Tuesday, July 12, 2011

exhibitionism or the act of sharing some pointless blah blah?

why do i feel any need to type some words of questionable quality which do not bear any sense whatsoever? and even more, why do i feel a need to not only punch the keys of my remarkably dirty/dusty vaio, but also to post them online? what is the point? what is it with the obsession of the internet community and all the posting in a "place" that everyone has access to?

people say that sharing is important. the need to share experiences, thoughts, ideas, obsessions with those closest to us. having that in mind, i think that typing some words - more as an exercise because quite frankly i haven't done anything "literary" in a while - and sharing those chaotic sentences with the few people who follow that blog (if they are still around) won't do much harm even if they don't contribute to anything good, creative or constructive.

so, for the first time in a long, long - what? - time i feel somewhat inspired. thanks to a fellow by the name of philip roth and his novel exit ghost. i don't want to say what the book is about not because i am too dumb to know, but because i am still reading it. i just want to share with myself, a few friends and possible the world (a thought that makes me laugh) that this is a remarkable read and that i hope and dream that one day i will be capable of producing a text which will be as good as roth's. i just want to think and believe that if i decide to sit on my ass and dwell into the process of writing i will be capable of polishing the little talent i am confident that i have and create something... i don't know, something good. i know it's vague, but this is the closest i can get to expressing what circulates in my childish mind at the time.

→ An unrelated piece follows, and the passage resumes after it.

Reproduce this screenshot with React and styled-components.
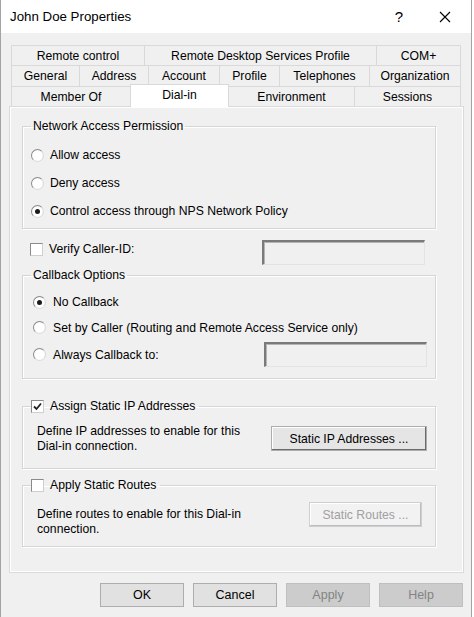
import React from 'react';
import styled, { createGlobalStyle } from 'styled-components';

const GlobalStyle = createGlobalStyle`
  body {
    margin: 0;
    background: #ffffff;
    font-family: "Liberation Sans", Arial, sans-serif;
    font-size: 12.2px;
    color: #000;
  }
`;

const Window = styled.div`
  width: 472px;
  height: 617px;
  box-sizing: border-box;
  background: #f0f0f0;
  border-left: 1px solid #a3a3a3;
  border-right: 1px solid #a3a3a3;
  display: flex;
  flex-direction: column;
`;

const TitleBar = styled.div`
  height: 33px;
  background: #ffffff;
  display: flex;
  align-items: center;
  padding-left: 9px;
  font-size: 13.3px;
`;

const TitleText = styled.span`
  flex: 1;
`;

const TitleButton = styled.div`
  width: 46px;
  height: 33px;
  display: flex;
  align-items: center;
  justify-content: center;
  font-size: 15px;
  margin-right: ${p => p.$mr || 0}px;
`;

const Body = styled.div`
  padding: 12px 0 0 8px;
  display: flex;
  flex-direction: column;
`;

const TabRow = styled.div`
  display: flex;
  height: ${p => p.$h}px;
  margin-left: 2px;
`;

const Tab = styled.div`
  width: ${p => p.$w}px;
  box-sizing: border-box;
  border: 1px solid #d9d9d9;
  border-bottom: none;
  margin-right: -1px;
  background: #f0f0f0;
  display: flex;
  align-items: center;
  justify-content: center;
  height: 100%;
`;

const ActiveTab = styled(Tab)`
  position: relative;
  z-index: 1;
  background: #ffffff;
  margin-top: -2px;
  height: calc(100% + 3px);
  padding-bottom: 3px;
`;

const Panel = styled.div`
  width: 455px;
  height: 467px;
  box-sizing: border-box;
  border: 1px solid #dadada;
  box-shadow: inset 1px 1px 0 #ffffff, inset -1px -1px 0 #ffffff;
  padding: 12px 0 0 12px;
  display: flex;
  flex-direction: column;
  align-items: flex-start;
`;

const Group = styled.fieldset`
  margin: ${p => p.$mt || 0}px 0 0 0;
  padding: ${p => p.$pad};
  width: 414px;
  box-sizing: border-box;
  min-width: 0;
  border: 1px solid #d5d5d5;
  box-shadow: inset 1px 1px 0 #ffffff, 1px 1px 0 #ffffff;
`;

const Legend = styled.legend`
  padding: 0 2px;
  margin-left: ${p => p.$ml || 0}px;
  line-height: 14px;
  height: 14px;
`;

const CheckLegend = styled.legend`
  padding: 0 4px 0 0;
  margin-left: ${p => p.$ml || 0}px;
  height: 16px;
  display: flex;
  align-items: center;
  gap: 6px;
  line-height: 16px;
`;

const OptionRow = styled.div`
  height: ${p => p.$h}px;
  display: flex;
  align-items: center;
  gap: ${p => p.$gap || 6}px;
`;

const Radio = styled.span`
  width: 13px;
  height: 13px;
  box-sizing: border-box;
  border-radius: 50%;
  border: 1px solid #8a8a8a;
  border-right-color: #d8d8d8;
  border-bottom-color: #dcdcdc;
  background: radial-gradient(circle at 50% 50%, #ffffff 55%, #e8e8e8 100%);
  display: flex;
  align-items: center;
  justify-content: center;
  flex-shrink: 0;

  &::after {
    content: '';
    width: 5px;
    height: 5px;
    border-radius: 50%;
    background: ${p => (p.$checked ? '#1a1a1a' : 'transparent')};
  }
`;

const Box = styled.span`
  width: 13px;
  height: 13px;
  box-sizing: border-box;
  border: 1px solid #8a8a8a;
  border-right-color: #cfcfcf;
  border-bottom-color: #cfcfcf;
  background: #ffffff;
  display: flex;
  align-items: center;
  justify-content: center;
  flex-shrink: 0;
`;

const CheckRow = styled.div`
  width: 414px;
  height: 25px;
  margin-top: 11px;
  box-sizing: border-box;
  padding-left: 8px;
  display: flex;
  align-items: flex-start;
`;

const CheckLabel = styled.div`
  display: flex;
  align-items: center;
  gap: 6px;
  height: 16px;
  margin-top: 1px;
`;

const TextBox = styled.div`
  width: 163px;
  height: 25px;
  box-sizing: border-box;
  margin-left: auto;
  margin-right: ${p => p.$mr}px;
  background: #f0f0f0;
  border: 2px solid #7a7a7a;
  border-right: 1px solid #e3e3e3;
  border-bottom: 1px solid #e3e3e3;
  box-shadow: inset 1px 1px 0 #b4b4b4;
`;

const InfoRow = styled.div`
  display: flex;
  align-items: flex-start;
`;

const InfoText = styled.div`
  width: 234px;
  line-height: 15px;
  margin-top: ${p => p.$mt || 0}px;
`;

const ActionButton = styled.div`
  width: ${p => p.$w}px;
  height: 25px;
  box-sizing: border-box;
  margin-left: auto;
  margin-right: ${p => p.$mr}px;
  margin-top: ${p => p.$mt || 0}px;
  display: flex;
  align-items: center;
  justify-content: center;
  background: ${p => (p.$disabled ? '#f2f2f2' : '#e5e5e5')};
  color: ${p => (p.$disabled ? '#a0a0a0' : '#000')};
  border: 1px solid ${p => (p.$disabled ? '#cfcfcf' : '#adadad')};
  box-shadow: ${p =>
    p.$disabled
      ? 'inset -1px -1px 0 #bdbdbd, inset 1px 1px 0 #ffffff'
      : 'inset -1px -1px 0 #6a6a6a, inset 1px 1px 0 #ffffff'};
`;

const Footer = styled.div`
  display: flex;
  gap: 9px;
  margin: 10px 0 0 91px;
`;

const FooterButton = styled.div`
  width: 84px;
  height: 24px;
  box-sizing: border-box;
  display: flex;
  align-items: center;
  justify-content: center;
  font-size: 12.5px;
  background: ${p => (p.$disabled ? '#cccccc' : '#e1e1e1')};
  color: ${p => (p.$disabled ? '#838383' : '#000')};
  border: 1px solid ${p => (p.$disabled ? '#bfbfbf' : '#adadad')};
`;

const Check = () => (
  <svg width="9" height="9" viewBox="0 0 9 9">
    <path d="M1 4.5 L3.5 7 L8 1.5" fill="none" stroke="#222" strokeWidth="1.8" />
  </svg>
);

const CloseIcon = () => (
  <svg width="12" height="12" viewBox="0 0 12 12">
    <path d="M1 1 L11 11 M11 1 L1 11" stroke="#000" strokeWidth="1.1" />
  </svg>
);

const tabRows = [
  { h: 20, tabs: [['Remote control', 134], ['Remote Desktop Services Profile', 233], ['COM+', 85]] },
  {
    h: 21,
    tabs: [
      ['General', 69],
      ['Address', 70],
      ['Account', 72],
      ['Profile', 61],
      ['Telephones', 91],
      ['Organization', 92],
    ],
  },
  { h: 20, tabs: [['Member Of', 120], ['Dial-in', 99, true], ['Environment', 127], ['Sessions', 107]] },
];

const RadioOption = ({ h, gap, checked, children }) => (
  <OptionRow $h={h} $gap={gap}>
    <Radio $checked={checked} />
    <span>{children}</span>
  </OptionRow>
);

export default function App() {
  return (
    <>
      <GlobalStyle />
      <Window>
        <TitleBar>
          <TitleText>John Doe Properties</TitleText>
          <TitleButton>?</TitleButton>
          <TitleButton $mr={3}>
            <CloseIcon />
          </TitleButton>
        </TitleBar>
        <Body>
          {tabRows.map((row, i) => (
            <TabRow key={i} $h={row.h}>
              {row.tabs.map(([label, w, active]) =>
                active ? (
                  <ActiveTab key={label} $w={w}>
                    {label}
                  </ActiveTab>
                ) : (
                  <Tab key={label} $w={w}>
                    {label}
                  </Tab>
                )
              )}
            </TabRow>
          ))}
          <Panel>
            <Group $pad="8px 0 3px 8px">
              <Legend>Network Access Permission</Legend>
              <RadioOption h={28}>Allow access</RadioOption>
              <RadioOption h={28}>Deny access</RadioOption>
              <RadioOption h={28} checked>
                Control access through NPS Network Policy
              </RadioOption>
            </Group>

            <CheckRow>
              <CheckLabel>
                <Box />
                <span>Verify Caller-ID:</span>
              </CheckLabel>
              <TextBox $mr={11} />
            </CheckRow>

            <Group $mt={3} $pad="7px 0 9px 10px">
              <Legend $ml={-2}>Callback Options</Legend>
              <RadioOption h={26} gap={7} checked>
                No Callback
              </RadioOption>
              <RadioOption h={25} gap={7}>
                Set by Caller (Routing and Remote Access Service only)
              </RadioOption>
              <OptionRow $h={29} $gap={7}>
                <Radio />
                <span>Always Callback to:</span>
                <TextBox $mr={8} />
              </OptionRow>
            </Group>

            <Group $mt={19} $pad="10px 0 14px 14px">
              <CheckLegend $ml={-6}>
                <Box>
                  <Check />
                </Box>
                <span>Assign Static IP Addresses</span>
              </CheckLegend>
              <InfoRow>
                <InfoText>
                  Define IP addresses to enable for this
                  <br />
                  Dial-in connection.
                </InfoText>
                <ActionButton $w={156} $mr={8} $mt={2}>
                  Static IP Addresses ...
                </ActionButton>
              </InfoRow>
            </Group>

            <Group $mt={8} $pad="9px 0 9px 14px">
              <CheckLegend $ml={-6}>
                <Box />
                <span>Apply Static Routes</span>
              </CheckLegend>
              <InfoRow>
                <InfoText $mt={5}>
                  Define routes to enable for this Dial-in
                  <br />
                  connection.
                </InfoText>
                <ActionButton $w={113} $mr={13} $disabled>
                  Static Routes ...
                </ActionButton>
              </InfoRow>
            </Group>
          </Panel>
          <Footer>
            <FooterButton>OK</FooterButton>
            <FooterButton>Cancel</FooterButton>
            <FooterButton $disabled>Apply</FooterButton>
            <FooterButton $disabled>Help</FooterButton>
          </Footer>
        </Body>
      </Window>
    </>
  );
}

this is all. nothing more, nothing less. i just feel inspired again. despite the BB person i see all the time on TV; despite the fact that my city feels and looks like a god-forsaken village where life doesn't happen anymore; despite the provincialism that i feel even in my lungs every time i go out for a walk; despite the patchy friendships i am exhausted maintaining; despite the fact that i am not certain whether i can call my home, in which i grew up, 'home.' despite all that, i feel like i can manage somehow, somewhere, one day.